If, at the ripe age of
fourteen years, I bought a certain cudgel, got a friend to load it,
and thenceforward walked the tame ways of the earth my own ideal,
radiating pure romance - still I was but a puppet in the hand of
Skelt; the original of that regretted bludgeon, and surely the
antitype of all the bludgeon kind, greatly improved from
Cruikshank, had adorned the hand of Jonathan Wild, pl. I. "This is
mastering me," as Whitman cries, upon some lesser provocation.

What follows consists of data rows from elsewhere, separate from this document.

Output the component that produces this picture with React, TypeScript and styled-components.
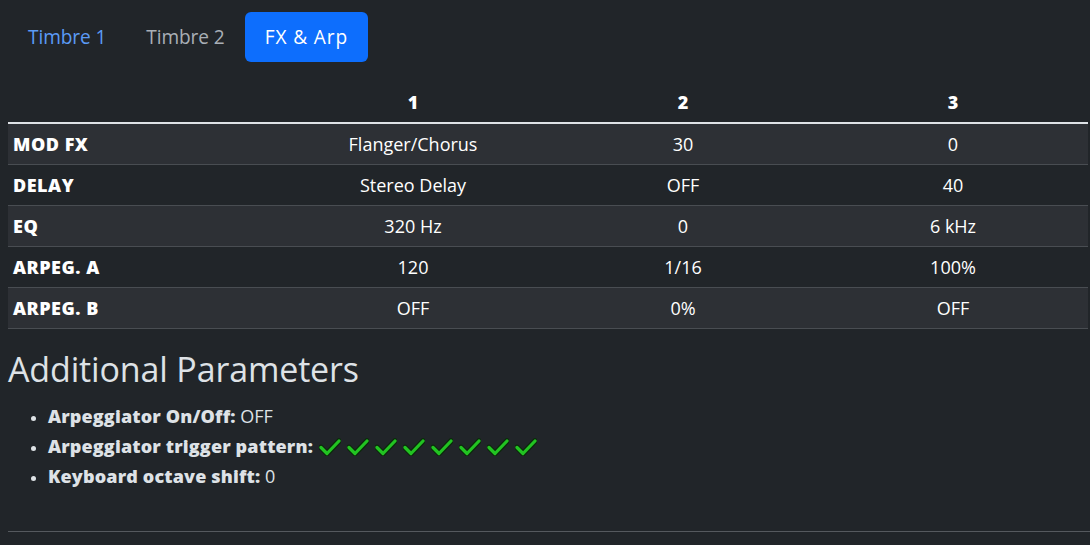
import React from "react";
import styled, { createGlobalStyle } from "styled-components";

const Global = createGlobalStyle`
  html, body { margin: 0; padding: 0; background: #212529; overflow: hidden; }
  body { font-family: "Open Sans", "Noto Sans", sans-serif; color: #dee2e6; }
`;

const Page = styled.div`
  width: 1082px;
  padding: 12px 0 0 8px;
`;

const Pills = styled.nav`
  display: flex;
  margin-bottom: 20px;
`;

const Pill = styled.a<{ $active?: boolean; $muted?: boolean }>`
  display: block;
  padding: 10px 20px;
  font-size: 19.1px;
  line-height: 30px;
  border-radius: 6px;
  letter-spacing: ${(p) => (p.$active ? "0.9px" : "-0.1px")};
  color: ${(p) => (p.$active ? "#ffffff" : p.$muted ? "#a9afb6" : "#5b9bf6")};
  background: ${(p) => (p.$active ? "#0d6efd" : "transparent")};
`;

const Table = styled.table`
  width: 1080px;
  table-layout: fixed;
  border-collapse: collapse;
  font-size: 18px;
  color: #ffffff;
`;

const Th = styled.th`
  height: 40px;
  padding: 0 6px;
  font-weight: 800;
  text-align: center;
  border-bottom: 2px solid #dee2e6;
  vertical-align: middle;
`;

const Row = styled.tr<{ $striped?: boolean }>`
  background: ${(p) => (p.$striped ? "#2d3035" : "transparent")};
  border-bottom: 1px solid #494d52;
`;

const Label = styled.th`
  height: 40px;
  padding: 0 5px;
  text-align: left;
  font-weight: 800;
  letter-spacing: 0.5px;
`;

const Cell = styled.td`
  height: 40px;
  padding: 0 6px;
  text-align: center;
`;

const Heading = styled.h2`
  margin: 18px 0 10px 0;
  font-size: 34px;
  font-weight: 400;
  line-height: 44px;
  letter-spacing: -0.15px;
  color: #dee2e6;
`;

const List = styled.ul`
  margin: 0;
  padding-left: 40px;
  font-size: 18px;
  line-height: 30px;
  li::marker { font-size: 15px; }
`;

const Strong = styled.b`
  font-weight: 800;
  letter-spacing: 0.15px;
`;

const Checks = styled.span`
  display: inline-flex;
  gap: 6px;
  vertical-align: -3px;
  margin-left: 6px;
`;

const Rule = styled.hr`
  margin: 40px 0 0 0;
  border: 0;
  border-top: 1px solid #55595e;
`;

const Check = () => (
  <svg width="22" height="18" viewBox="0 0 22 18">
    <polyline points="2,9.5 8,15.5 20,3" fill="none" stroke="#0b2a0b" strokeWidth="5.5" strokeLinecap="round" strokeLinejoin="round" />
    <polyline points="2,9.5 8,15.5 20,3" fill="none" stroke="#22c322" strokeWidth="3.2" strokeLinecap="round" strokeLinejoin="round" />
  </svg>
);

const rows = [
  ["MOD FX", "Flanger/Chorus", "30", "0"],
  ["DELAY", "Stereo Delay", "OFF", "40"],
  ["EQ", "320 Hz", "0", "6 kHz"],
  ["ARPEG. A", "120", "1/16", "100%"],
  ["ARPEG. B", "OFF", "0%", "OFF"],
];

export default function App() {
  return (
    <>
      <Global />
      <Page>
        <Pills>
          <Pill>Timbre 1</Pill>
          <Pill $muted>Timbre 2</Pill>
          <Pill $active>FX &amp; Arp</Pill>
        </Pills>
        <Table>
          <thead>
            <tr>
              <Th></Th>
              <Th>1</Th>
              <Th>2</Th>
              <Th>3</Th>
            </tr>
          </thead>
          <tbody>
            {rows.map((r, i) => (
              <Row key={r[0]} $striped={i % 2 === 0}>
                <Label>{r[0]}</Label>
                <Cell>{r[1]}</Cell>
                <Cell>{r[2]}</Cell>
                <Cell>{r[3]}</Cell>
              </Row>
            ))}
          </tbody>
        </Table>
        <Heading>Additional Parameters</Heading>
        <List>
          <li>
            <Strong>Arpeggiator On/Off:</Strong> OFF
          </li>
          <li>
            <Strong>Arpeggiator trigger pattern:</Strong>
            <Checks>
              {Array.from({ length: 8 }).map((_, i) => (
                <Check key={i} />
              ))}
            </Checks>
          </li>
          <li>
            <Strong>Keyboard octave shift:</Strong> 0
          </li>
        </List>
        <Rule />
      </Page>
    </>
  );
}
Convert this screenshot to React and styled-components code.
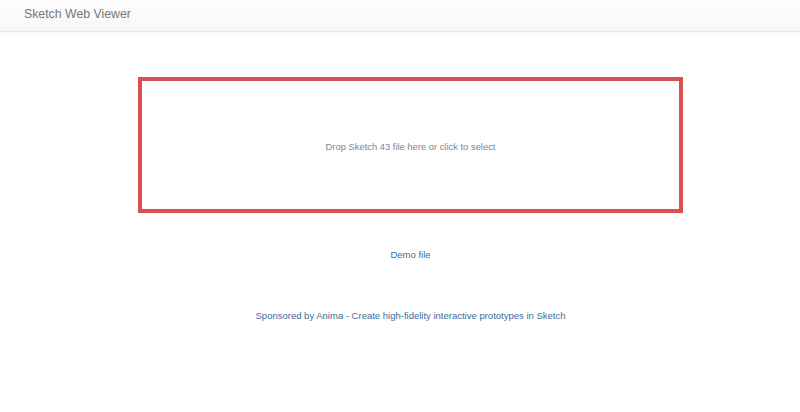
import React from 'react'
import styled, { createGlobalStyle } from 'styled-components'

const GlobalStyle = createGlobalStyle`
  html, body {
    margin: 0;
    padding: 0;
    background: #fff;
    font-family: "Liberation Sans", Arial, sans-serif;
  }
`

const App = () => {
  return (
    <>
      <GlobalStyle />
      <Navbar>
        <Brand>Sketch Web Viewer</Brand>
      </Navbar>
      <Main>
        <DropZone>
          <DropText>Drop Sketch 43 file here or click to select</DropText>
        </DropZone>
        <LinkRow $top={33}>
          <TextLink href="#">Demo file</TextLink>
        </LinkRow>
        <LinkRow $top={45}>
          <TextLink href="#">Sponsored by Anima - Create high-fidelity interactive prototypes in Sketch</TextLink>
        </LinkRow>
      </Main>
    </>
  )
}

export default App

const Navbar = styled.div`
  height: 32px;
  display: flex;
  align-items: center;
  padding-left: 24px;
  box-sizing: border-box;
  background: linear-gradient(to bottom, #ffffff 0%, #f6f6f6 100%);
  border-bottom: 1px solid #e7e7e7;
  box-shadow: 0 1px 3px rgba(0, 0, 0, 0.04);
`

const Brand = styled.span`
  font-size: 12.3px;
  color: #777;
  margin-top: -3px;
`

const Main = styled.div`
  display: flex;
  flex-direction: column;
  align-items: center;
  padding: 45px 0 0 21px;
`

const DropZone = styled.div`
  width: 545px;
  height: 136px;
  box-sizing: border-box;
  border: 4px solid #da5050;
  display: flex;
  align-items: center;
  justify-content: center;
  cursor: pointer;
`

const DropText = styled.span`
  font-size: 9.4px;
  color: #858585;
  margin-top: 3px;
`

const LinkRow = styled.div`
  margin-top: ${p => p.$top}px;
  line-height: 14px;
`

const TextLink = styled.a`
  font-size: 9.5px;
  color: #3c6c9c;
  text-decoration: none;
`
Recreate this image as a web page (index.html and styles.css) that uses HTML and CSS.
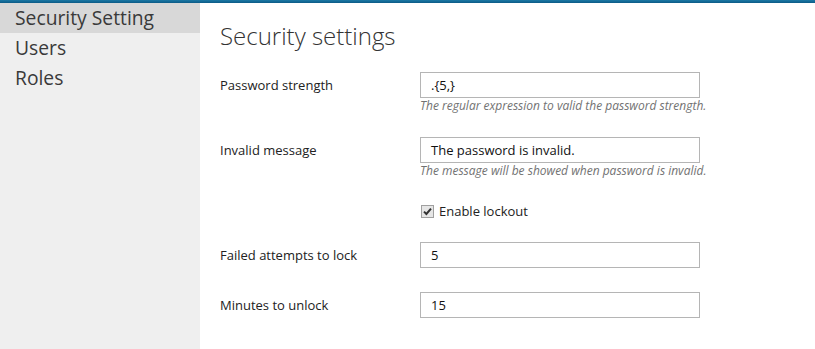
FILE: index.html
```html
<!DOCTYPE html>
<html>
<head>
<meta charset="utf-8">
<link rel="stylesheet" href="styles.css">
</head>
<body>
<div class="topbar"></div>
<div class="layout">
  <nav class="sidebar">
    <div class="nav-item active">Security Setting</div>
    <div class="nav-item">Users</div>
    <div class="nav-item">Roles</div>
  </nav>
  <main class="content">
    <h1 class="title">Security settings</h1>
    <div class="row">
      <label class="label">Password strength</label>
      <div class="field">
        <div class="input">.{5,}</div>
        <div class="help">The regular expression to valid the password strength.</div>
      </div>
    </div>
    <div class="row">
      <label class="label">Invalid message</label>
      <div class="field">
        <div class="input">The password is invalid.</div>
        <div class="help">The message will be showed when password is invalid.</div>
      </div>
    </div>
    <div class="row check-row">
      <span class="label"></span>
      <div class="field check-field">
        <span class="checkbox"><svg width="11" height="11" viewBox="0 0 11 11"><path d="M2 5.6 L4.4 8 L9 2.6" fill="none" stroke="#333" stroke-width="2"/></svg></span>
        <span class="check-text">Enable lockout</span>
      </div>
    </div>
    <div class="row">
      <label class="label">Failed attempts to lock</label>
      <div class="field">
        <div class="input">5</div>
      </div>
    </div>
    <div class="row">
      <label class="label">Minutes to unlock</label>
      <div class="field">
        <div class="input">15</div>
      </div>
    </div>
  </main>
</div>
</body>
</html>
```
FILE: styles.css
```css
html, body {
  margin: 0;
  padding: 0;
  height: 100%;
  background: #fff;
  font-family: "Open Sans", "Noto Sans", sans-serif;
  color: #222;
}
.topbar {
  height: 3px;
  background: linear-gradient(#1c79a6, #0c5b86);
}
.layout {
  display: flex;
  height: calc(100% - 3px);
}
.sidebar {
  width: 200px;
  flex: none;
  background: #efefef;
}
.nav-item {
  height: 30px;
  line-height: 30px;
  font-size: 19.3px;
  padding-left: 15px;
  color: #3a3a3a;
}
.nav-item.active {
  background: #d8d8d8;
}
.content {
  flex: 1;
  padding: 17px 0 0 20px;
}
.title {
  margin: 0 0 20px 0;
  font-size: 24px;
  font-weight: 300;
  line-height: 32px;
  color: #333;
}
.row {
  display: grid;
  grid-template-columns: 200px 280px;
  margin-bottom: 24px;
}
.label {
  font-size: 13px;
  line-height: 26px;
  height: 26px;
  color: #222;
}
.input {
  box-sizing: border-box;
  height: 26px;
  border: 1px solid #b5b5b5;
  padding: 0 10px;
  font-size: 13px;
  line-height: 24px;
  color: #111;
}
.help {
  font-size: 12px;
  font-style: italic;
  line-height: 15px;
  color: #727272;
  white-space: nowrap;
}
.check-row {
  margin-top: 0;
  margin-bottom: 22px;
}
.check-row .label {
  height: 18px;
}
.check-field {
  display: flex;
  align-items: center;
  height: 18px;
}
.checkbox {
  box-sizing: border-box;
  width: 13px;
  height: 13px;
  margin-left: 1px;
  border: 1px solid #a0a0a0;
  background: #e6e6e6;
  display: flex;
  align-items: center;
  justify-content: center;
}
.check-text {
  margin-left: 5px;
  font-size: 13px;
  color: #222;
}
```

What am I? what are life, art, letters, the world, but what my
Skelt has made them? He stamped himself upon my immaturity. The
world was plain before I knew him, a poor penny world; but soon it
was all coloured with romance. If I go to the theatre to see a
good old melodrama, 'tis but Skelt a little faded. If I visit a
bold scene in nature, Skelt would have been bolder; there had been
certainly a castle on that mountain, and the hollow tree - that set
piece - I seem to miss it in the foreground. Indeed, out of this
cut-and-dry, dull, swaggering, obtrusive, and infantile art, I seem
to have learned the very spirit of my life's enjoyment; met there
the shadows of the characters I was to read about and love in a
late future; got the romance of DER FREISCHUTZ long ere I was to
hear of Weber or the mighty Formes; acquired a gallery of scenes
and characters with which, in the silent theatre of the brain, I
might enact all novels and romances; and took from these rude cuts
an enduring and transforming pleasure.